A combination of forces may be at work. Chastened by the deep economic slump, corporate executives have reduced spending plans for factories, equipment, research and development. Startup businesses have been held back as would-be entrepreneurs find it harder to get financing from still-cautious lenders. And out-of-work Americans have seen their skills atrophy the longer they’re without jobs.
In other words, de-industrialisation. Western economies haven’t really produced any startling innovations for decades. There’s the internet and digitisation of course, but these are largely distributional innovations – like a new way to buy – not new methods for producing more widgets more swiftly to produce higher standards of living. And when you put them in the context of the kind of lifestyle transforming innovations of the post-war period they are vapid by comparison.
Welcome to the decline of the West as it bleeds its productivity generating capacities to the developing world:
“We’re in a slow-growth period of unknown duration,” said Edmund Phelps, a professor at Columbia University in New York and winner of the 2006 Nobel prize in economics.
In his latest book, “Mass Flourishing: How Grassroots Innovation Created Jobs, Challenge and Change,” Phelps argues that the U.S. has become sclerotic as entrenched corporate interests have stifled innovation.
…That, in turn, would have far-reaching implications for policy makers, company executives, working Americans and investors. Fed officials would need to be more alert to inflation risks if growth picked up. Lawmakers would face even more difficulties reducing the budget deficit because tax receipts would be lower. Companies might have to settle for reduced revenue, employees for smaller paychecks and investors for diminished returns as a result of the slower expansion.

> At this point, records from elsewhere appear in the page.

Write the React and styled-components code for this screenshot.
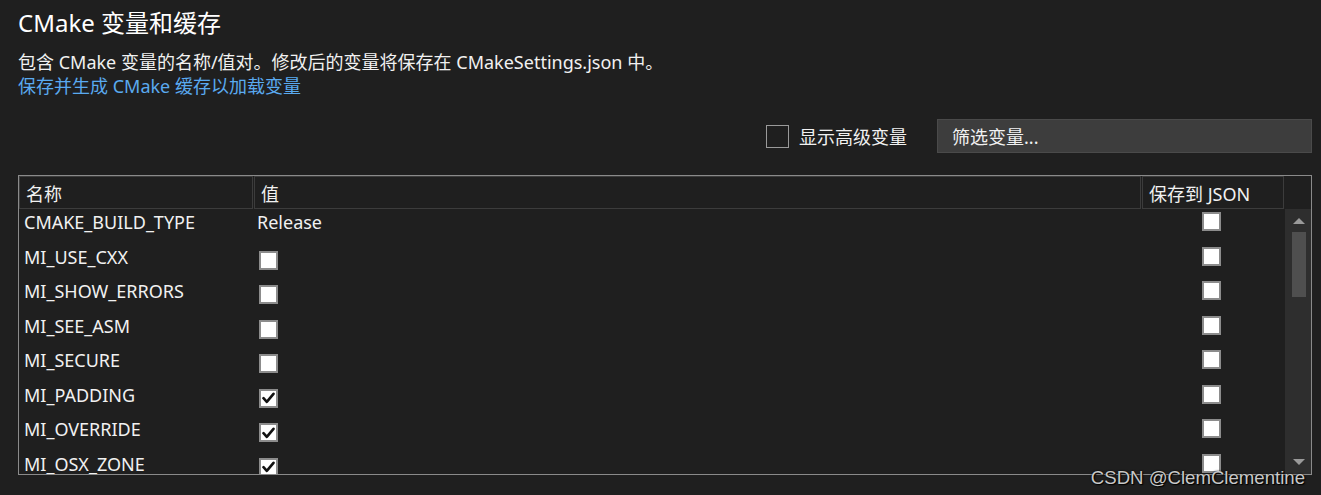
import React from 'react';
import styled, { createGlobalStyle } from 'styled-components';

const GlobalStyle = createGlobalStyle`
  html, body {
    margin: 0;
    padding: 0;
    background: #1f1f1f;
  }
  body {
    font-family: "Noto Sans", "Noto Sans CJK SC", sans-serif;
    color: #f1f1f1;
  }
`;

const Page = styled.div`
  position: relative;
  width: 1321px;
  height: 495px;
  box-sizing: border-box;
  padding: 6px 9px 0 18px;
  background: #1f1f1f;
  overflow: hidden;
`;

const Title = styled.h1`
  margin: 0;
  font-size: 24px;
  font-weight: 400;
  line-height: 34px;
  color: #ffffff;
`;

const Description = styled.p`
  margin: 10px 0 0;
  font-size: 18px;
  line-height: 24px;
  color: #f1f1f1;
`;

const Link = styled.a`
  display: block;
  font-size: 18px;
  line-height: 24px;
  color: #5aaaf0;
  text-decoration: none;
  cursor: pointer;
`;

const Toolbar = styled.div`
  display: flex;
  justify-content: flex-end;
  align-items: center;
  gap: 30px;
  margin-top: 21px;
  height: 34px;
`;

const Toggle = styled.label`
  display: flex;
  align-items: center;
  gap: 10px;
  font-size: 18px;
  color: #f1f1f1;
`;

const EmptyBox = styled.span`
  width: 23px;
  height: 23px;
  border: 1px solid #9a9a9a;
  box-sizing: border-box;
  display: inline-block;
`;

const Filter = styled.div`
  width: 375px;
  height: 34px;
  box-sizing: border-box;
  background: #3d3d3d;
  border: 1px solid #4a4a4a;
  padding: 0 14px;
  display: flex;
  align-items: center;
  font-size: 18px;
  color: #f1f1f1;
`;

const Table = styled.div`
  margin-top: 22px;
  height: 300px;
  box-sizing: border-box;
  border: 1px solid #8a8a8a;
  display: grid;
  grid-template-columns: 1fr 27px;
  grid-template-rows: 33px 1fr;
  overflow: hidden;
`;

const Columns = `
  display: grid;
  grid-template-columns: 235px 888px 143px;
`;

const HeaderRow = styled.div`
  ${Columns}
`;

const HeaderCell = styled.div`
  border: 1px solid #3c3c3c;
  margin-right: 1px;
  display: flex;
  align-items: center;
  padding-left: 6px;
  font-size: 18px;
  color: #f1f1f1;
  white-space: nowrap;
`;

const HeaderFiller = styled.div``;

const Body = styled.div`
  overflow: hidden;
`;

const Row = styled.div`
  ${Columns}
  height: 34.5px;
`;

const NameCell = styled.div`
  padding: 1px 0 0 5px;
  font-size: 18px;
  line-height: 24px;
  color: #f1f1f1;
  white-space: nowrap;
`;

const ValueCell = styled.div`
  padding: ${p => (p.$box ? '7px 0 0 5px' : '1px 0 0 3px')};
  font-size: 18px;
  line-height: 24px;
  color: #f1f1f1;
`;

const SaveCell = styled.div`
  display: flex;
  justify-content: center;
  padding: 3px 0 0 0;
  padding-right: 4px;
`;

const Box = styled.span`
  width: 19px;
  height: 19px;
  box-sizing: border-box;
  border: 2px solid #8c8c8c;
  background: #ffffff;
  display: flex;
  align-items: center;
  justify-content: center;
`;

const Scrollbar = styled.div`
  grid-row: 2;
  grid-column: 2;
  background: #2e2e2e;
  display: flex;
  flex-direction: column;
  align-items: center;
  padding-top: 9px;
`;

const Thumb = styled.div`
  width: 14px;
  height: 65px;
  margin-top: 8px;
  background: #4f4f4f;
`;

const Spacer = styled.div`
  flex: 1;
`;

const Arrow = styled.div`
  width: 0;
  height: 0;
  border-left: 6px solid transparent;
  border-right: 6px solid transparent;
  ${p => (p.$down
    ? 'border-top: 6px solid #9a9a9a; margin-bottom: 9px;'
    : 'border-bottom: 6px solid #9a9a9a;')}
`;

const Watermark = styled.div`
  position: absolute;
  right: 16px;
  bottom: 6px;
  font-family: "Liberation Sans", Arial, sans-serif;
  font-size: 18.6px;
  color: #c8c8c8;
  text-shadow: 0 0 2px #000, 1px 1px 1px #000;
`;

const Check = () => (
  <svg width="13" height="12" viewBox="0 0 13 12">
    <path d="M1.5 6.2 L4.8 9.8 L11.5 1.8" fill="none" stroke="#111" strokeWidth="2.6" strokeLinecap="round" strokeLinejoin="round" />
  </svg>
);

const CheckBox = ({ checked }) => <Box>{checked && <Check />}</Box>;

const rows = [
  { name: 'CMAKE_BUILD_TYPE', value: 'Release' },
  { name: 'MI_USE_CXX', checked: false },
  { name: 'MI_SHOW_ERRORS', checked: false },
  { name: 'MI_SEE_ASM', checked: false },
  { name: 'MI_SECURE', checked: false },
  { name: 'MI_PADDING', checked: true },
  { name: 'MI_OVERRIDE', checked: true },
  { name: 'MI_OSX_ZONE', checked: true },
];

export default function App() {
  return (
    <Page>
      <GlobalStyle />
      <Title>CMake 变量和缓存</Title>
      <Description>包含 CMake 变量的名称/值对。修改后的变量将保存在 CMakeSettings.json 中。</Description>
      <Link>保存并生成 CMake 缓存以加载变量</Link>

      <Toolbar>
        <Toggle>
          <EmptyBox />
          显示高级变量
        </Toggle>
        <Filter>筛选变量...</Filter>
      </Toolbar>

      <Table>
        <HeaderRow>
          <HeaderCell>名称</HeaderCell>
          <HeaderCell>值</HeaderCell>
          <HeaderCell>保存到 JSON</HeaderCell>
        </HeaderRow>
        <HeaderFiller />
        <Body>
          {rows.map(row => (
            <Row key={row.name}>
              <NameCell>{row.name}</NameCell>
              {row.value
                ? <ValueCell>{row.value}</ValueCell>
                : <ValueCell $box><CheckBox checked={row.checked} /></ValueCell>}
              <SaveCell><CheckBox /></SaveCell>
            </Row>
          ))}
        </Body>
        <Scrollbar>
          <Arrow />
          <Thumb />
          <Spacer />
          <Arrow $down />
        </Scrollbar>
      </Table>

      <Watermark>CSDN @ClemClementine</Watermark>
    </Page>
  );
}
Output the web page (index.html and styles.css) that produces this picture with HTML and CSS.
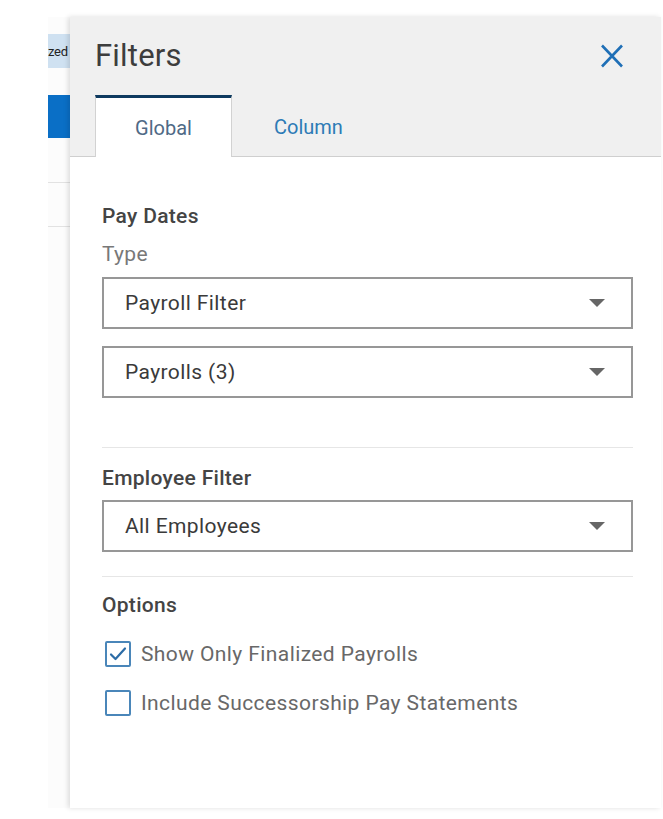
FILE: index.html
```html
<!DOCTYPE html>
<html lang="en">
<head>
<meta charset="utf-8">
<title>Filters</title>
<link rel="stylesheet" href="styles.css">
</head>
<body>
<div class="page">
  <div class="behind">
    <div class="behind-tag"><span>zed</span></div>
    <div class="behind-btn"></div>
    <div class="behind-line first"></div>
    <div class="behind-line"></div>
  </div>
  <aside class="panel">
    <header class="panel-head">
      <div class="title-row">
        <h1 class="title">Filters</h1>
        <button class="close" aria-label="Close">
          <svg width="24" height="24" viewBox="0 0 24 24"><path d="M2 1.5 L22 22.5 M22 1.5 L2 22.5" stroke="#1f6fb6" stroke-width="2.6" fill="none"/></svg>
        </button>
      </div>
      <div class="tabs">
        <div class="tab active">Global</div>
        <div class="tab">Column</div>
      </div>
    </header>
    <div class="panel-body">
      <div class="section pay">
        <div class="label strong">Pay Dates</div>
        <div class="label sub">Type</div>
        <div class="select first"><span>Payroll Filter</span><i class="caret"></i></div>
        <div class="select second"><span>Payrolls (3)</span><i class="caret"></i></div>
      </div>
      <div class="divider d1"></div>
      <div class="section emp">
        <div class="label strong">Employee Filter</div>
        <div class="select third"><span>All Employees</span><i class="caret"></i></div>
      </div>
      <div class="divider d2"></div>
      <div class="section opts">
        <div class="label strong">Options</div>
        <div class="check-row first">
          <span class="box checked">
            <svg width="22" height="22" viewBox="0 0 22 22"><path d="M4 11.5 L8.5 16 L18 5.5" stroke="#2c6ca6" stroke-width="2.2" fill="none" stroke-linecap="round" stroke-linejoin="round"/></svg>
          </span>
          <span class="check-text">Show Only Finalized Payrolls</span>
        </div>
        <div class="check-row">
          <span class="box"></span>
          <span class="check-text">Include Successorship Pay Statements</span>
        </div>
      </div>
    </div>
  </aside>
</div>
</body>
</html>
```

FILE: styles.css
```css
* { box-sizing: border-box; }
html, body { margin: 0; padding: 0; background: #fff; }
body { font-family: Roboto, "Liberation Sans", sans-serif; width: 663px; height: 819px; overflow: hidden; }

.page { display: flex; align-items: flex-start; }

.behind {
  width: 22px;
  margin-left: 48px;
  height: 791px;
  margin-top: 17px;
  background: #fcfcfc;
  display: flex;
  flex-direction: column;
  overflow: hidden;
}
.behind-tag {
  margin-top: 17px;
  height: 34px;
  background: #cfe1f1;
  display: flex;
  align-items: center;
  font-size: 13px;
  letter-spacing: -0.3px;
  color: #222;
  white-space: nowrap;
}
.behind-btn { margin-top: 27px; height: 43px; background: #0a6fc6; }
.behind-line { height: 1px; background: #e2e2e2; margin-top: 43px; }
.behind-line.first { margin-top: 44px; }

.panel {
  width: 591px;
  height: 791px;
  margin-top: 17px;
  background: #fff;
  box-shadow: -2px 0 5px rgba(0,0,0,0.13);
  display: flex;
  flex-direction: column;
}

.panel-head {
  background: #f0f0f0;
  padding: 21px 0 0 25px;
  border-bottom: 1px solid #cfcfcf;
}
.title-row { display: flex; justify-content: space-between; align-items: center; height: 36px; }
.title { margin: 0; font-size: 31px; line-height: 38px; font-weight: 400; color: #3d3d3d; letter-spacing: 0.2px; }
.close { border: 0; background: none; padding: 0; margin-right: 37px; width: 24px; height: 24px; display: flex; }

.tabs { display: flex; margin-top: 21px; height: 61px; }
.tab {
  padding: 0 40px 0 41px;
  font-size: 20px;
  color: #2d7bb6;
  display: flex;
  align-items: center;
  border: 1px solid transparent;
  border-top-width: 3px;
}
.tab.active {
  width: 137px;
  justify-content: center;
  padding: 0;
  background: #fff;
  color: #4f6a86;
  border-color: #0e3a5f #d2d2d2 #fff #d2d2d2;
  border-bottom: 0;
  height: 62px;
  margin-bottom: -1px;
}

.panel-body { padding: 0 28px 0 32px; }

.label { font-size: 21px; line-height: 24px; letter-spacing: 0.3px; }
.label.strong { font-weight: 500; color: #444; }
.label.sub { color: #787878; margin-top: 14px; font-weight: 400; }

.section.pay { padding-top: 47px; }

.select {
  height: 52px;
  border: 2px solid #979797;
  display: flex;
  align-items: center;
  justify-content: space-between;
  padding: 0 26px 0 21px;
  font-size: 21px;
  letter-spacing: 0.4px;
  color: #3a3a3a;
}
.select.first { margin-top: 11px; }
.select.second { margin-top: 17px; }
.select.third { margin-top: 10px; }
.caret {
  width: 0; height: 0;
  border-left: 8px solid transparent;
  border-right: 8px solid transparent;
  border-top: 8px solid #666;
}

.divider { height: 1px; background: #e6e6e6; }
.divider.d1 { margin-top: 49px; }
.divider.d2 { margin-top: 24px; }

.section.emp { padding-top: 18px; }
.section.opts { padding-top: 16px; }

.check-row { display: flex; align-items: center; height: 26px; margin-top: 23px; margin-left: 3px; }
.check-row.first { margin-top: 24px; }
.box {
  width: 26px; height: 26px;
  border: 2px solid #4a86b9;
  border-radius: 2px;
  display: flex; align-items: center; justify-content: center;
  flex: none;
}
.check-text { margin-left: 10px; font-size: 21px; letter-spacing: 0.4px; color: #686868; }
```
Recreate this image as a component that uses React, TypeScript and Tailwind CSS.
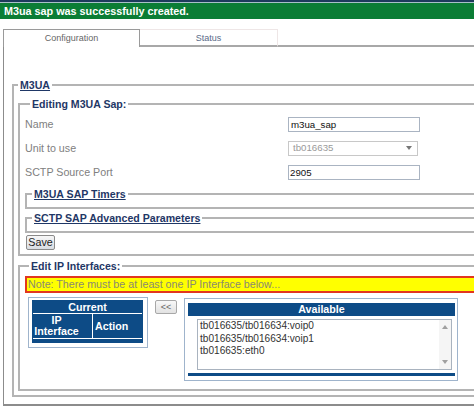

Nah, that’s rear view mirror stuff. As skills atrophy, capacity languishes and developing nation productivity rollicks along, there is still plenty of disinflation in the system. The inflation is where we all know it to be, in asset prices, in a convulsive and repeated attempt to generate the growth that just won’t come through the sustainable channels of yesteryear. As Larry Summers declared recently, via Paul Krugman:
[H]ow can you reconcile repeated bubbles with an economy showing no sign of inflationary pressures? Summers’s answer is that we may be an economy that needs bubbles just to achieve something near full employment — that in the absence of bubbles the economy has a negative natural rate of interest. And this hasn’t just been true since the 2008 financial crisis; it has arguably been true, although perhaps with increasing severity, since the 1980s.
Australia, too, has this disease though we are perhaps fortunate to have an economy so bogged down in layers of government and interests that another period of high productivity growth may be possible. Ecological business is another frontier with great possibilities to generate productivity gains.
If only we had the courage to pursue either.